The court identified a significant error in the trial court’s jury instruction regarding the starting date of the six-month coverage period. The instruction allowed the jury to consider the date of the original policy issuance as the beginning of the six-month period, rather than the date of reinstatement following the lapse. This misdirection was critical because it could lead the jury to improperly conclude that coverage existed when it did not. The court emphasized that such a lapse in continuous coverage invalidated any claims related to tuberculosis until the six-month requirement was met post-reinstatement. As a result, the court reversed the trial court’s judgment, underscoring the importance of adhering strictly to the policy’s terms in determining coverage eligibility.

Remand for a New Trial

The Arkansas Supreme Court ultimately reversed the judgment in favor of the appellee, John James Moore, and remanded the case for a new trial. This decision was based on the identified errors regarding both the waiver of the motion to quash service and the misinterpretation of the insurance policy's coverage provisions.
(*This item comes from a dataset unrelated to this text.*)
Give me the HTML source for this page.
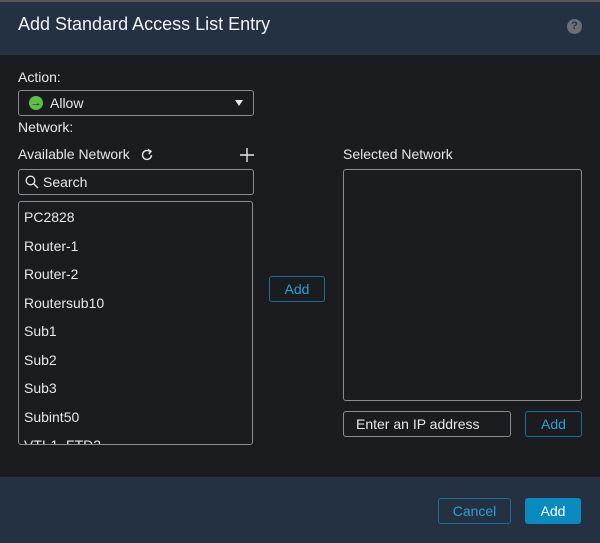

The court clarified that the issues related to penalties and attorney's fees would not be considered because they were contingent on the primary recovery under the insurance policy. By remanding the case, the court ensured that the issues would be re-evaluated under the correct legal standards and with proper jury instructions. The court's ruling reinforced the necessity for clear adherence to the terms of insurance contracts and proper procedural conduct in litigation.